>>

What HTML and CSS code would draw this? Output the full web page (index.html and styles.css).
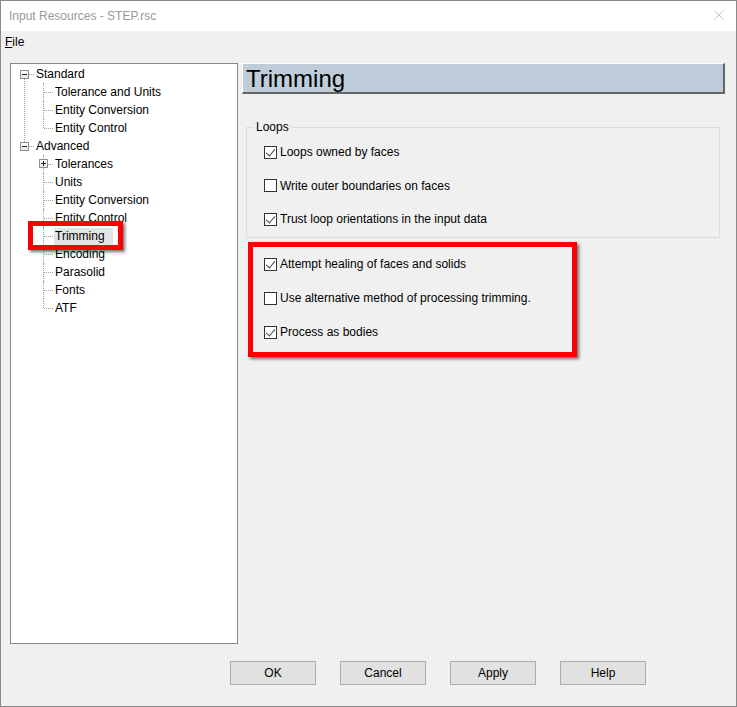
FILE: index.html
```html
<!DOCTYPE html>
<html lang="en">
<head>
  <meta charset="UTF-8" />
  <title>Input Resources - STEP.rsc</title>
  <link rel="stylesheet" href="styles.css">
</head>
<body>
  <div class="window">
    <div class="titlebar">
      <span class="title">Input Resources - STEP.rsc</span>
      <svg class="close" width="10" height="10" viewBox="0 0 10 10">
        <path d="M0.5 0.5 L9.5 9.5 M9.5 0.5 L0.5 9.5" stroke="#c8c8c8" stroke-width="1" fill="none" />
      </svg>
    </div>
    <div class="menubar">
      <span class="menu"><u>F</u>ile</span>
    </div>

    <div class="content">
      <div class="tree-panel">
        <ul class="tree">
          <li class="root">
            <div class="row"><span class="toggle open"></span><span class="label">Standard</span></div>
            <ul class="children">
              <li><div class="row"><span class="label">Tolerance and Units</span></div></li>
              <li><div class="row"><span class="label">Entity Conversion</span></div></li>
              <li class="last"><div class="row"><span class="label">Entity Control</span></div></li>
            </ul>
          </li>
          <li class="root last">
            <div class="row"><span class="toggle open"></span><span class="label">Advanced</span></div>
            <ul class="children">
              <li class="has-box"><div class="row"><span class="toggle"></span><span class="label">Tolerances</span></div></li>
              <li><div class="row"><span class="label">Units</span></div></li>
              <li><div class="row"><span class="label">Entity Conversion</span></div></li>
              <li><div class="row"><span class="label">Entity Control</span></div></li>
              <li><div class="row"><span class="label selected">Trimming</span></div></li>
              <li><div class="row"><span class="label">Encoding</span></div></li>
              <li><div class="row"><span class="label">Parasolid</span></div></li>
              <li><div class="row"><span class="label">Fonts</span></div></li>
              <li class="last"><div class="row"><span class="label">ATF</span></div></li>
            </ul>
          </li>
        </ul>
        <div class="mark tree-mark"></div>
      </div>

      <div class="page">
        <div class="page-header">Trimming</div>

        <fieldset class="group">
          <legend>Loops</legend>
          <label class="check"><span class="box checked"></span>Loops owned by faces</label>
          <label class="check"><span class="box"></span>Write outer boundaries on faces</label>
          <label class="check"><span class="box checked"></span>Trust loop orientations in the input data</label>
        </fieldset>

        <div class="mark options">
          <label class="check"><span class="box checked"></span>Attempt healing of faces and solids</label>
          <label class="check"><span class="box"></span>Use alternative method of processing trimming.</label>
          <label class="check"><span class="box checked"></span>Process as bodies</label>
        </div>
      </div>
    </div>

    <div class="buttons">
      <button>OK</button>
      <button>Cancel</button>
      <button>Apply</button>
      <button>Help</button>
    </div>
  </div>
</body>
</html>
```

FILE: styles.css
```css
* {
  box-sizing: border-box;
}
body {
  margin: 0;
  width: 737px;
  height: 707px;
  overflow: hidden;
  font-family: "Liberation Sans", Arial, sans-serif;
  font-size: 12px;
  background: #2b2b2b;
}

.window {
  width: 737px;
  height: 707px;
  border: 1px solid #8a8a8a;
  background: #f0f0f0;
  display: flex;
  flex-direction: column;
}

.titlebar {
  height: 30px;
  flex: none;
  background: #fff;
  display: flex;
  align-items: center;
  justify-content: space-between;
  padding: 0 12px 0 8px;
}
.title {
  color: #999;
}
.close {
  display: block;
  margin-top: -2px;
}

.menubar {
  height: 21px;
  flex: none;
  display: flex;
  align-items: center;
  padding-left: 4px;
  color: #000;
}

.content {
  display: flex;
  gap: 4px;
  padding: 11px 11px 0 9px;
  height: 592px;
  flex: none;
}

/* tree */
.tree-panel {
  width: 228px;
  height: 581px;
  background: #fff;
  border: 1px solid #828790;
  position: relative;
}
.tree,
.children {
  list-style: none;
  margin: 0;
  padding: 0;
}
.tree {
  padding-top: 1px;
}
.tree li {
  position: relative;
}
.row {
  height: 18px;
  display: flex;
  align-items: center;
  position: relative;
}
.root > .row {
  padding-left: 9px;
}
.root > .row .label {
  margin-left: 6px;
}
.root > .row::after {
  content: "";
  position: absolute;
  left: 18px;
  top: 9px;
  width: 5px;
  border-top: 1px dotted #a0a0a0;
}
.root:not(.last)::before {
  content: "";
  position: absolute;
  left: 13px;
  top: 14px;
  bottom: -5px;
  border-left: 1px dotted #a0a0a0;
}
.children li > .row {
  padding-left: 43px;
}
.children li::before {
  content: "";
  position: absolute;
  left: 32px;
  top: 0;
  height: 100%;
  border-left: 1px dotted #a0a0a0;
}
.children li.last::before {
  height: 9px;
}
.children li > .row::after {
  content: "";
  position: absolute;
  left: 33px;
  top: 9px;
  width: 9px;
  border-top: 1px dotted #a0a0a0;
}
.has-box > .row .toggle {
  position: absolute;
  left: 28px;
  top: 4px;
  z-index: 1;
}
.label {
  padding: 0 1px;
  line-height: 17px;
  color: #000;
  white-space: nowrap;
}
.label.selected {
  background: #e3e3e3;
  padding-right: 8px;
}

.toggle {
  width: 9px;
  height: 9px;
  flex: none;
  border: 1px solid #919191;
  background: linear-gradient(#fff, #e6e6e6);
  position: relative;
}
.toggle::before,
.toggle::after {
  content: "";
  position: absolute;
  background: #222;
}
.toggle::before {
  left: 1px;
  top: 3px;
  width: 5px;
  height: 1px;
}
.toggle::after {
  left: 3px;
  top: 1px;
  width: 1px;
  height: 5px;
}
.toggle.open::after {
  display: none;
}

/* red annotation frames */
.mark {
  border: 5px solid #ff0000;
  box-shadow: 2px 2px 3px rgba(0, 0, 0, 0.55);
}
.tree-mark {
  position: absolute;
  left: 17px;
  top: 157px;
  width: 95px;
  height: 29px;
}

/* right page */
.page {
  width: 483px;
}
.page-header {
  height: 31px;
  background: #bfcddb;
  border-top: 1px solid #fff;
  border-left: 1px solid #fff;
  border-right: 2px solid #646464;
  border-bottom: 2px solid #646464;
  font-size: 24px;
  line-height: 29px;
  padding-left: 3px;
  color: #000;
}

.group {
  margin: 26px 5px 0 4px;
  padding: 11px 0 11px 17px;
  border: 1px solid #dcdcdc;
  display: flex;
  flex-direction: column;
  gap: 19.5px;
}
.group legend {
  margin-left: -10px;
  padding: 0 2px;
  line-height: 14px;
  color: #000;
}

.check {
  display: flex;
  align-items: center;
  gap: 3px;
  height: 14px;
  color: #000;
  white-space: nowrap;
}
.box {
  width: 13px;
  height: 13px;
  flex: none;
  border: 1px solid #333;
  background: #fff;
  position: relative;
}
.box.checked::after {
  content: "";
  position: absolute;
  left: 3px;
  top: 0px;
  width: 4px;
  height: 8px;
  border-right: 1px solid #444;
  border-bottom: 1px solid #444;
  transform: rotate(40deg);
}

.options {
  margin: 4px 0 0 6px;
  width: 329px;
  padding: 10px 0 13px 11px;
  display: flex;
  flex-direction: column;
  gap: 20px;
}

.buttons {
  display: flex;
  gap: 24px;
  padding-left: 229px;
  margin-top: 17px;
}
.buttons button {
  width: 86px;
  height: 24px;
  background: #e1e1e1;
  border: 1px solid #adadad;
  font-family: inherit;
  font-size: 12px;
  color: #000;
  padding: 0;
}
```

<<

Requirements: Scan the material line by line and report each one that contains "styles".

Exercise solution:
What HTML and CSS code would draw this? Output the full web page (index.html and styles.css).
  <link rel="stylesheet" href="styles.css">
FILE: styles.css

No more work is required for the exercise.